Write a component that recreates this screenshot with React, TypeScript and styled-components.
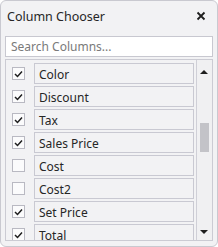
import React from 'react';
import styled, { createGlobalStyle } from 'styled-components';

const GlobalStyle = createGlobalStyle`
  html, body {
    margin: 0;
    padding: 0;
    background: #ffffff;
  }
  * {
    box-sizing: border-box;
  }
`;

const Panel = styled.div({
  width: "218px",
  height: "247px",
  display: "flex",
  flexDirection: "column",
  padding: "0 4px",
  border: "1px solid #c9c9d0",
  borderRadius: "6px",
  backgroundColor: "#f2f2f4",
  backgroundImage: "radial-gradient(#e4e4ea 0.6px, transparent 0.7px)",
  backgroundSize: "4px 4px",
  fontFamily: "'Noto Sans', 'Open Sans', sans-serif",
  color: "#222",
  overflow: "hidden",
})

const Header = styled.div({
  height: "29px",
  display: "flex",
  alignItems: "center",
  justifyContent: "space-between",
  paddingLeft: "2px",
  paddingRight: "7px",
  flexShrink: 0,
})

const Title = styled.span({
  fontSize: "12.5px",
  color: "#262626",
  marginTop: "1px",
})

const CloseButton = styled.button({
  border: "none",
  background: "transparent",
  padding: 0,
  display: "flex",
  width: "10px",
  height: "10px",
  marginTop: "1px",
})

const SearchBox = styled.input({
  marginTop: "6px",
  height: "21px",
  width: "100%",
  flexShrink: 0,
  border: "1px solid #c8c8d0",
  background: "#ffffff",
  padding: "0 5px",
  fontFamily: "'Noto Sans', 'Open Sans', sans-serif",
  fontSize: "12px",
  color: "#222",
  outline: "none",
  "&::placeholder": {
    color: "#7a7a7a",
  },
})

const List = styled.div({
  marginTop: "2px",
  height: "182px",
  flexShrink: 0,
  display: "flex",
  border: "1px solid #cbcbd3",
  overflow: "hidden",
})

const Rows = styled.div({
  flex: 1,
  display: "flex",
  flexDirection: "column",
  gap: "2px",
  padding: "3px 2px 0 6px",
})

const Row = styled.div({
  display: "flex",
  alignItems: "center",
  gap: "9px",
  flexShrink: 0,
})

const Check = styled.span({
  width: "13px",
  height: "13px",
  flexShrink: 0,
  border: "1px solid #b9b9c2",
  background: "#fbfbfc",
  display: "flex",
  alignItems: "center",
  justifyContent: "center",
})

const Label = styled.div({
  flex: 1,
  height: "21px",
  border: "1px solid #c9c9d2",
  display: "flex",
  alignItems: "center",
  paddingLeft: "4px",
  paddingTop: "1px",
  fontSize: "12px",
  color: "#262626",
})

const ScrollBar = styled.div({
  width: "16px",
  borderLeft: "1px solid #cfcfd7",
  background: "#f0f0f2",
  position: "relative",
})

const Arrow = styled.div<{ $down?: boolean }>(props => ({
  position: "absolute",
  left: "3px",
  width: 0,
  height: 0,
  borderLeft: "4px solid transparent",
  borderRight: "4px solid transparent",
  ...(props.$down
    ? { bottom: "6px", borderTop: "4px solid #1e1e1e" }
    : { top: "10px", borderBottom: "4px solid #1e1e1e" }),
}))

const Thumb = styled.div({
  position: "absolute",
  left: "3px",
  top: "63px",
  width: "9px",
  height: "29px",
  background: "#c3c3c8",
})

const columns = [
  { name: "Color", checked: true },
  { name: "Discount", checked: true },
  { name: "Tax", checked: true },
  { name: "Sales Price", checked: true },
  { name: "Cost", checked: false },
  { name: "Cost2", checked: false },
  { name: "Set Price", checked: true },
  { name: "Total", checked: true },
]

function CheckMark() {
  return (
    <svg width="9" height="8" viewBox="0 0 9 8">
      <path d="M1 4 L3.5 6.5 L8 1.5" fill="none" stroke="#1e1e1e" strokeWidth="1.5" />
    </svg>
  )
}

function App() {
  return (
    <>
      <GlobalStyle />
      <Panel>
        <Header>
          <Title>Column Chooser</Title>
          <CloseButton>
            <svg width="10" height="10" viewBox="0 0 10 10">
              <path d="M1.5 1.5 L8.5 8.5 M8.5 1.5 L1.5 8.5" stroke="#1e1e1e" strokeWidth="1.8" />
            </svg>
          </CloseButton>
        </Header>
        <SearchBox placeholder="Search Columns..." />
        <List>
          <Rows>
            {columns.map(col => (
              <Row key={col.name}>
                <Check>{col.checked && <CheckMark />}</Check>
                <Label>{col.name}</Label>
              </Row>
            ))}
          </Rows>
          <ScrollBar>
            <Arrow />
            <Thumb />
            <Arrow $down />
          </ScrollBar>
        </List>
      </Panel>
    </>
  );
}

export default App;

---------------

**Task goal**.
The material above must be printed exactly, with its pictures left out.

**Written solution**.
Write a component that recreates this screenshot with React, TypeScript and styled-components.
import React from 'react';
import styled, { createGlobalStyle } from 'styled-components';

const GlobalStyle = createGlobalStyle`
  html, body {
    margin: 0;
    padding: 0;
    background: #ffffff;
  }
  * {
    box-sizing: border-box;
  }
`;

const Panel = styled.div({
  width: "218px",
  height: "247px",
  display: "flex",
  flexDirection: "column",
  padding: "0 4px",
  border: "1px solid #c9c9d0",
  borderRadius: "6px",
  backgroundColor: "#f2f2f4",
  backgroundImage: "radial-gradient(#e4e4ea 0.6px, transparent 0.7px)",
  backgroundSize: "4px 4px",
  fontFamily: "'Noto Sans', 'Open Sans', sans-serif",
  color: "#222",
  overflow: "hidden",
})

const Header = styled.div({
  height: "29px",
  display: "flex",
  alignItems: "center",
  justifyContent: "space-between",
  paddingLeft: "2px",
  paddingRight: "7px",
  flexShrink: 0,
})

const Title = styled.span({
  fontSize: "12.5px",
  color: "#262626",
  marginTop: "1px",
})

const CloseButton = styled.button({
  border: "none",
  background: "transparent",
  padding: 0,
  display: "flex",
  width: "10px",
  height: "10px",
  marginTop: "1px",
})

const SearchBox = styled.input({
  marginTop: "6px",
  height: "21px",
  width: "100%",
  flexShrink: 0,
  border: "1px solid #c8c8d0",
  background: "#ffffff",
  padding: "0 5px",
  fontFamily: "'Noto Sans', 'Open Sans', sans-serif",
  fontSize: "12px",
  color: "#222",
  outline: "none",
  "&::placeholder": {
    color: "#7a7a7a",
  },
})

const List = styled.div({
  marginTop: "2px",
  height: "182px",
  flexShrink: 0,
  display: "flex",
  border: "1px solid #cbcbd3",
  overflow: "hidden",
})

const Rows = styled.div({
  flex: 1,
  display: "flex",
  flexDirection: "column",
  gap: "2px",
  padding: "3px 2px 0 6px",
})

const Row = styled.div({
  display: "flex",
  alignItems: "center",
  gap: "9px",
  flexShrink: 0,
})

const Check = styled.span({
  width: "13px",
  height: "13px",
  flexShrink: 0,
  border: "1px solid #b9b9c2",
  background: "#fbfbfc",
  display: "flex",
  alignItems: "center",
  justifyContent: "center",
})

const Label = styled.div({
  flex: 1,
  height: "21px",
  border: "1px solid #c9c9d2",
  display: "flex",
  alignItems: "center",
  paddingLeft: "4px",
  paddingTop: "1px",
  fontSize: "12px",
  color: "#262626",
})

const ScrollBar = styled.div({
  width: "16px",
  borderLeft: "1px solid #cfcfd7",
  background: "#f0f0f2",
  position: "relative",
})

const Arrow = styled.div<{ $down?: boolean }>(props => ({
  position: "absolute",
  left: "3px",
  width: 0,
  height: 0,
  borderLeft: "4px solid transparent",
  borderRight: "4px solid transparent",
  ...(props.$down
    ? { bottom: "6px", borderTop: "4px solid #1e1e1e" }
    : { top: "10px", borderBottom: "4px solid #1e1e1e" }),
}))

const Thumb = styled.div({
  position: "absolute",
  left: "3px",
  top: "63px",
  width: "9px",
  height: "29px",
  background: "#c3c3c8",
})

const columns = [
  { name: "Color", checked: true },
  { name: "Discount", checked: true },
  { name: "Tax", checked: true },
  { name: "Sales Price", checked: true },
  { name: "Cost", checked: false },
  { name: "Cost2", checked: false },
  { name: "Set Price", checked: true },
  { name: "Total", checked: true },
]

function CheckMark() {
  return (
    <svg width="9" height="8" viewBox="0 0 9 8">
      <path d="M1 4 L3.5 6.5 L8 1.5" fill="none" stroke="#1e1e1e" strokeWidth="1.5" />
    </svg>
  )
}

function App() {
  return (
    <>
      <GlobalStyle />
      <Panel>
        <Header>
          <Title>Column Chooser</Title>
          <CloseButton>
            <svg width="10" height="10" viewBox="0 0 10 10">
              <path d="M1.5 1.5 L8.5 8.5 M8.5 1.5 L1.5 8.5" stroke="#1e1e1e" strokeWidth="1.8" />
            </svg>
          </CloseButton>
        </Header>
        <SearchBox placeholder="Search Columns..." />
        <List>
          <Rows>
            {columns.map(col => (
              <Row key={col.name}>
                <Check>{col.checked && <CheckMark />}</Check>
                <Label>{col.name}</Label>
              </Row>
            ))}
          </Rows>
          <ScrollBar>
            <Arrow />
            <Thumb />
            <Arrow $down />
          </ScrollBar>
        </List>
      </Panel>
    </>
  );
}

export default App;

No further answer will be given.